STORED RECORDS
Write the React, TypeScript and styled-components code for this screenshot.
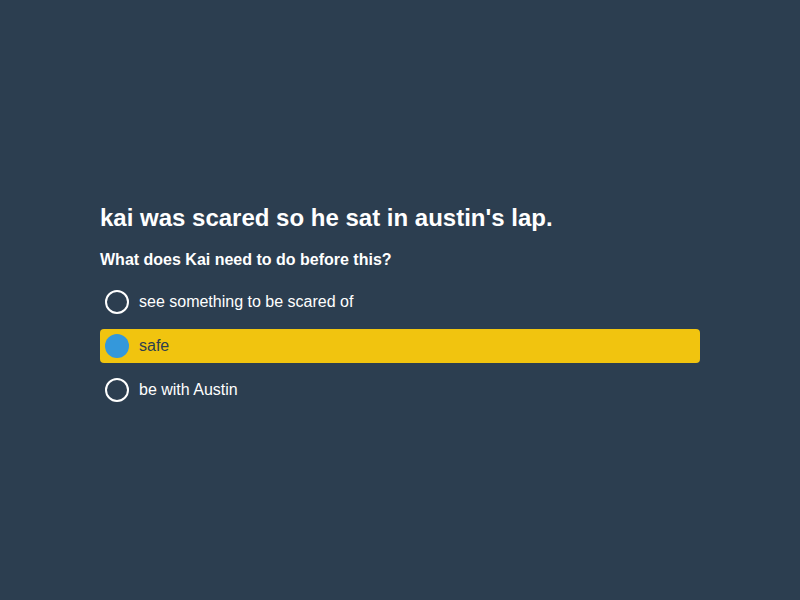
import React, { useState } from "react";
import styled, { createGlobalStyle } from "styled-components";

const Global = createGlobalStyle`
  html, body { margin: 0; padding: 0; background: #2c3e50; }
  body { font-family: "Liberation Sans", Arial, sans-serif; color: #ffffff; }
`;

const Page = styled.div`
  min-height: 100vh;
  padding-top: 204px;
  box-sizing: border-box;
  display: flex;
  justify-content: center;
`;

const Card = styled.div`
  width: 600px;
  display: flex;
  flex-direction: column;
`;

const Title = styled.h1`
  margin: 0 0 18px;
  font-size: 24px;
  line-height: 28px;
  font-weight: bold;
`;

const Question = styled.h2`
  margin: 0 0 16px;
  font-size: 16px;
  line-height: 19px;
  font-weight: bold;
`;

const Options = styled.div`
  display: flex;
  flex-direction: column;
  gap: 10px;
`;

const Option = styled.div<{ $selected: boolean }>`
  height: 34px;
  display: flex;
  align-items: center;
  gap: 10px;
  padding: 0 5px;
  border-radius: 4px;
  background: ${(p) => (p.$selected ? "#f1c40f" : "transparent")};
  color: ${(p) => (p.$selected ? "#2c3e50" : "#ffffff")};
  font-size: 16px;
  cursor: pointer;
`;

const Radio = styled.span<{ $selected: boolean }>`
  width: 24px;
  height: 24px;
  box-sizing: border-box;
  border-radius: 50%;
  flex: none;
  border: ${(p) => (p.$selected ? "none" : "2px solid #ffffff")};
  background: ${(p) => (p.$selected ? "#3498db" : "transparent")};
`;

const answers = ["see something to be scared of", "safe", "be with Austin"];

export default function App() {
  const [sel, setSel] = useState(1);
  return (
    <>
      <Global />
      <Page>
        <Card>
          <Title>kai was scared so he sat in austin's lap.</Title>
          <Question>What does Kai need to do before this?</Question>
          <Options>
            {answers.map((a, i) => (
              <Option key={a} $selected={sel === i} onClick={() => setSel(i)}>
                <Radio $selected={sel === i} />
                {a}
              </Option>
            ))}
          </Options>
        </Card>
      </Page>
    </>
  );
}
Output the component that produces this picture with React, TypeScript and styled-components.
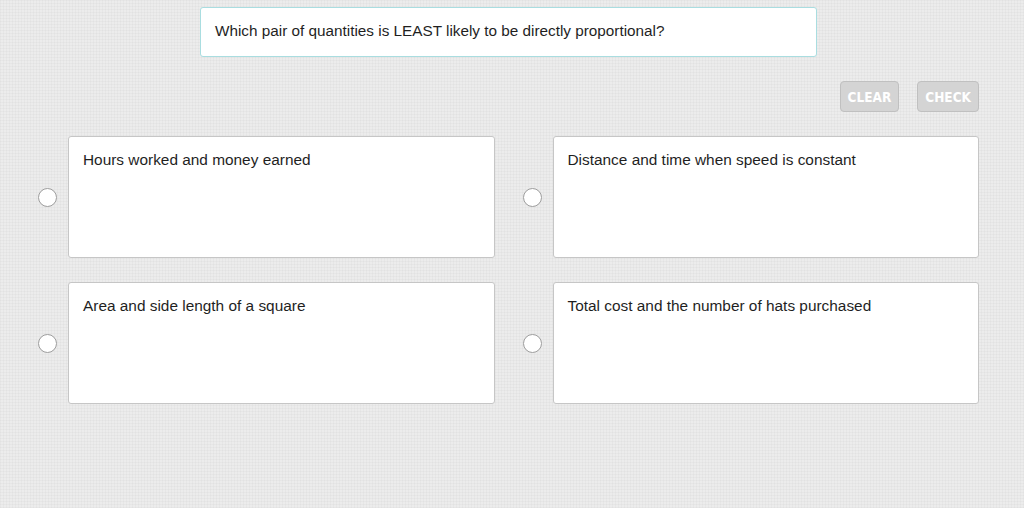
import React from "react";
import styled, { createGlobalStyle } from "styled-components";

const GlobalStyle = createGlobalStyle`
  html, body {
    margin: 0;
    padding: 0;
    height: 100%;
  }

  body {
    font-family: "Liberation Sans", Arial, sans-serif;
    color: #1f1f1f;
    background-color: #ececec;
    background-image:
      repeating-linear-gradient(0deg, rgba(0, 0, 0, 0.025) 0 1px, transparent 1px 3px),
      repeating-linear-gradient(90deg, rgba(0, 0, 0, 0.025) 0 1px, transparent 1px 3px);
  }
`;

const Page = styled.div`
  width: 941px;
  padding: 7px 0 0 38px;
  display: flex;
  flex-direction: column;
`;

const Question = styled.div`
  align-self: center;
  width: 617px;
  height: 50px;
  box-sizing: border-box;
  padding: 0 14px 2px;
  display: flex;
  align-items: center;

  background: #fff;
  border: 1px solid #a9dde0;
  border-radius: 3px;

  font-size: 15.3px;
  color: #1f1f1f;
`;

const Toolbar = styled.div`
  display: flex;
  justify-content: flex-end;
  gap: 18px;
  margin-top: 24px;
`;

const ActionButton = styled.button`
  height: 31px;
  padding: 0 7px;
  box-sizing: border-box;

  background: #d4d4d4;
  border: 1px solid #c0c0c0;
  border-radius: 4px;

  font-family: "DejaVu Sans Condensed", "DejaVu Sans", sans-serif;
  font-stretch: condensed;
  font-weight: bold;
  font-size: 13.5px;
  color: #ffffff;
  cursor: default;
`;

const Options = styled.div`
  display: grid;
  grid-template-columns: 1fr 1fr;
  column-gap: 28px;
  row-gap: 24px;
  margin-top: 24px;
`;

const Option = styled.label`
  display: flex;
  align-items: center;
  gap: 11px;
`;

const Radio = styled.span`
  flex: none;
  width: 19px;
  height: 19px;
  box-sizing: border-box;
  border-radius: 50%;
  background: #fff;
  border: 1px solid #9d9d9d;
`;

const Card = styled.div`
  flex: 1;
  height: 122px;
  box-sizing: border-box;
  padding: 14px 14px;

  background: #fff;
  border: 1px solid #c6c6c6;
  border-radius: 3px;

  font-size: 15.4px;
  line-height: 18px;
  color: #1f1f1f;
`;

const answers = [
  "Hours worked and money earned",
  "Distance and time when speed is constant",
  "Area and side length of a square",
  "Total cost and the number of hats purchased",
];

const App: React.FC = () => {
  return (
    <>
      <GlobalStyle />
      <Page>
        <Question>
          Which pair of quantities is LEAST likely to be directly proportional?
        </Question>

        <Toolbar>
          <ActionButton>CLEAR</ActionButton>
          <ActionButton>CHECK</ActionButton>
        </Toolbar>

        <Options>
          {answers.map((text) => (
            <Option key={text}>
              <Radio />
              <Card>{text}</Card>
            </Option>
          ))}
        </Options>
      </Page>
    </>
  );
};

export default App;
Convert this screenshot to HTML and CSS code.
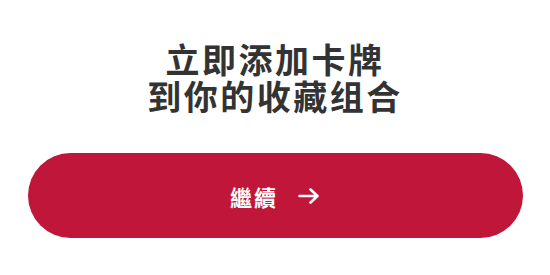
FILE: index.html
```html
<!DOCTYPE html>
<html lang="zh">
<head>
<meta charset="utf-8">
<link rel="stylesheet" href="styles.css">
</head>
<body>
<main class="screen">
  <h1 class="title"><span class="title-line">立即添加卡牌</span><span class="title-line">到你的收藏组合</span></h1>
  <button class="cta" type="button">
    <span class="cta-label">繼續</span>
    <svg class="cta-arrow" width="22" height="16" viewBox="0 0 22 16" aria-hidden="true">
      <path d="M1.5 8 H19.5 M12.5 1.5 L19.5 8 L12.5 14.5" fill="none" stroke="#fff" stroke-width="2.6" stroke-linecap="round" stroke-linejoin="round"/>
    </svg>
  </button>
</main>
</body>
</html>
```

FILE: styles.css
```css
html, body {
  margin: 0;
  padding: 0;
  background: #ffffff;
}
.screen {
  width: 550px;
  height: 275px;
  display: flex;
  flex-direction: column;
  align-items: center;
  padding-top: 40px;
  box-sizing: border-box;
  font-family: "Noto Sans CJK SC", "Noto Sans CJK TC", "Noto Sans", sans-serif;
}
.title {
  margin: 0;
  display: flex;
  flex-direction: column;
  align-items: center;
  font-size: 34px;
  font-weight: 700;
  letter-spacing: 2.5px;
  color: #333333;
  text-align: center;
}
.title-line {
  display: block;
  height: 37px;
  line-height: 37px;
}
.cta {
  margin-top: 39px;
  width: 495px;
  height: 85px;
  border: none;
  border-radius: 43px;
  background: #c0163a;
  color: #ffffff;
  display: flex;
  align-items: center;
  justify-content: center;
  gap: 20px;
  padding: 0;
  font-family: inherit;
}
.cta-label {
  font-size: 22px;
  font-weight: 700;
  letter-spacing: 2px;
  line-height: 1;
}
.cta-arrow {
  display: block;
}
```
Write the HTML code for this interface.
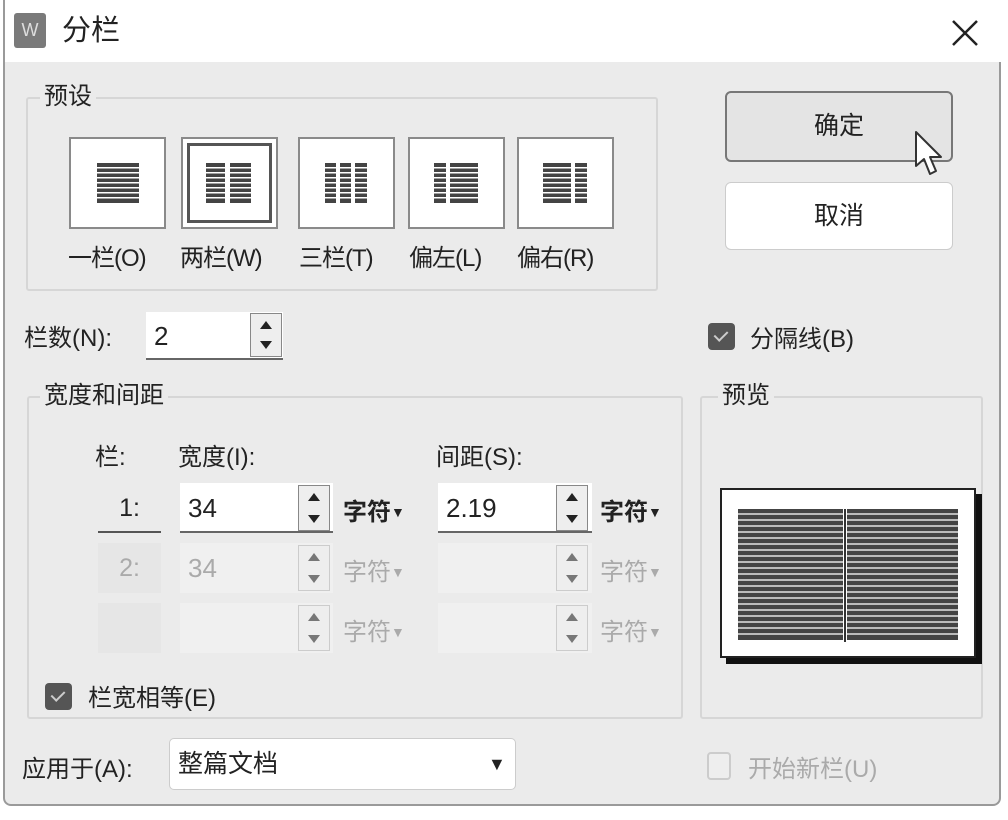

TASK DESCRIPTION
Quote everything in the listing above exactly; pictures are the only thing to omit.

SOLUTION TO THIS TASK
Write the React, TypeScript and styled-components code for this screenshot.
import React, { useState } from "react";
import styled, { createGlobalStyle } from "styled-components";

const Global = createGlobalStyle`
  html, body { margin: 0; padding: 0; background: #2c3e50; }
  body { font-family: "Liberation Sans", Arial, sans-serif; color: #ffffff; }
`;

const Page = styled.div`
  min-height: 100vh;
  padding-top: 204px;
  box-sizing: border-box;
  display: flex;
  justify-content: center;
`;

const Card = styled.div`
  width: 600px;
  display: flex;
  flex-direction: column;
`;

const Title = styled.h1`
  margin: 0 0 18px;
  font-size: 24px;
  line-height: 28px;
  font-weight: bold;
`;

const Question = styled.h2`
  margin: 0 0 16px;
  font-size: 16px;
  line-height: 19px;
  font-weight: bold;
`;

const Options = styled.div`
  display: flex;
  flex-direction: column;
  gap: 10px;
`;

const Option = styled.div<{ $selected: boolean }>`
  height: 34px;
  display: flex;
  align-items: center;
  gap: 10px;
  padding: 0 5px;
  border-radius: 4px;
  background: ${(p) => (p.$selected ? "#f1c40f" : "transparent")};
  color: ${(p) => (p.$selected ? "#2c3e50" : "#ffffff")};
  font-size: 16px;
  cursor: pointer;
`;

const Radio = styled.span<{ $selected: boolean }>`
  width: 24px;
  height: 24px;
  box-sizing: border-box;
  border-radius: 50%;
  flex: none;
  border: ${(p) => (p.$selected ? "none" : "2px solid #ffffff")};
  background: ${(p) => (p.$selected ? "#3498db" : "transparent")};
`;

const answers = ["see something to be scared of", "safe", "be with Austin"];

export default function App() {
  const [sel, setSel] = useState(1);
  return (
    <>
      <Global />
      <Page>
        <Card>
          <Title>kai was scared so he sat in austin's lap.</Title>
          <Question>What does Kai need to do before this?</Question>
          <Options>
            {answers.map((a, i) => (
              <Option key={a} $selected={sel === i} onClick={() => setSel(i)}>
                <Radio $selected={sel === i} />
                {a}
              </Option>
            ))}
          </Options>
        </Card>
      </Page>
    </>
  );
}
Output the component that produces this picture with React, TypeScript and styled-components.
import React from "react";
import styled, { createGlobalStyle } from "styled-components";

const GlobalStyle = createGlobalStyle`
  html, body {
    margin: 0;
    padding: 0;
    height: 100%;
  }

  body {
    font-family: "Liberation Sans", Arial, sans-serif;
    color: #1f1f1f;
    background-color: #ececec;
    background-image:
      repeating-linear-gradient(0deg, rgba(0, 0, 0, 0.025) 0 1px, transparent 1px 3px),
      repeating-linear-gradient(90deg, rgba(0, 0, 0, 0.025) 0 1px, transparent 1px 3px);
  }
`;

const Page = styled.div`
  width: 941px;
  padding: 7px 0 0 38px;
  display: flex;
  flex-direction: column;
`;

const Question = styled.div`
  align-self: center;
  width: 617px;
  height: 50px;
  box-sizing: border-box;
  padding: 0 14px 2px;
  display: flex;
  align-items: center;

  background: #fff;
  border: 1px solid #a9dde0;
  border-radius: 3px;

  font-size: 15.3px;
  color: #1f1f1f;
`;

const Toolbar = styled.div`
  display: flex;
  justify-content: flex-end;
  gap: 18px;
  margin-top: 24px;
`;

const ActionButton = styled.button`
  height: 31px;
  padding: 0 7px;
  box-sizing: border-box;

  background: #d4d4d4;
  border: 1px solid #c0c0c0;
  border-radius: 4px;

  font-family: "DejaVu Sans Condensed", "DejaVu Sans", sans-serif;
  font-stretch: condensed;
  font-weight: bold;
  font-size: 13.5px;
  color: #ffffff;
  cursor: default;
`;

const Options = styled.div`
  display: grid;
  grid-template-columns: 1fr 1fr;
  column-gap: 28px;
  row-gap: 24px;
  margin-top: 24px;
`;

const Option = styled.label`
  display: flex;
  align-items: center;
  gap: 11px;
`;

const Radio = styled.span`
  flex: none;
  width: 19px;
  height: 19px;
  box-sizing: border-box;
  border-radius: 50%;
  background: #fff;
  border: 1px solid #9d9d9d;
`;

const Card = styled.div`
  flex: 1;
  height: 122px;
  box-sizing: border-box;
  padding: 14px 14px;

  background: #fff;
  border: 1px solid #c6c6c6;
  border-radius: 3px;

  font-size: 15.4px;
  line-height: 18px;
  color: #1f1f1f;
`;

const answers = [
  "Hours worked and money earned",
  "Distance and time when speed is constant",
  "Area and side length of a square",
  "Total cost and the number of hats purchased",
];

const App: React.FC = () => {
  return (
    <>
      <GlobalStyle />
      <Page>
        <Question>
          Which pair of quantities is LEAST likely to be directly proportional?
        </Question>

        <Toolbar>
          <ActionButton>CLEAR</ActionButton>
          <ActionButton>CHECK</ActionButton>
        </Toolbar>

        <Options>
          {answers.map((text) => (
            <Option key={text}>
              <Radio />
              <Card>{text}</Card>
            </Option>
          ))}
        </Options>
      </Page>
    </>
  );
};

export default App;
Convert this screenshot to HTML and CSS code.
FILE: index.html
```html
<!DOCTYPE html>
<html lang="zh">
<head>
<meta charset="utf-8">
<link rel="stylesheet" href="styles.css">
</head>
<body>
<main class="screen">
  <h1 class="title"><span class="title-line">立即添加卡牌</span><span class="title-line">到你的收藏组合</span></h1>
  <button class="cta" type="button">
    <span class="cta-label">繼續</span>
    <svg class="cta-arrow" width="22" height="16" viewBox="0 0 22 16" aria-hidden="true">
      <path d="M1.5 8 H19.5 M12.5 1.5 L19.5 8 L12.5 14.5" fill="none" stroke="#fff" stroke-width="2.6" stroke-linecap="round" stroke-linejoin="round"/>
    </svg>
  </button>
</main>
</body>
</html>
```

FILE: styles.css
```css
html, body {
  margin: 0;
  padding: 0;
  background: #ffffff;
}
.screen {
  width: 550px;
  height: 275px;
  display: flex;
  flex-direction: column;
  align-items: center;
  padding-top: 40px;
  box-sizing: border-box;
  font-family: "Noto Sans CJK SC", "Noto Sans CJK TC", "Noto Sans", sans-serif;
}
.title {
  margin: 0;
  display: flex;
  flex-direction: column;
  align-items: center;
  font-size: 34px;
  font-weight: 700;
  letter-spacing: 2.5px;
  color: #333333;
  text-align: center;
}
.title-line {
  display: block;
  height: 37px;
  line-height: 37px;
}
.cta {
  margin-top: 39px;
  width: 495px;
  height: 85px;
  border: none;
  border-radius: 43px;
  background: #c0163a;
  color: #ffffff;
  display: flex;
  align-items: center;
  justify-content: center;
  gap: 20px;
  padding: 0;
  font-family: inherit;
}
.cta-label {
  font-size: 22px;
  font-weight: 700;
  letter-spacing: 2px;
  line-height: 1;
}
.cta-arrow {
  display: block;
}
```
Write the HTML code for this interface.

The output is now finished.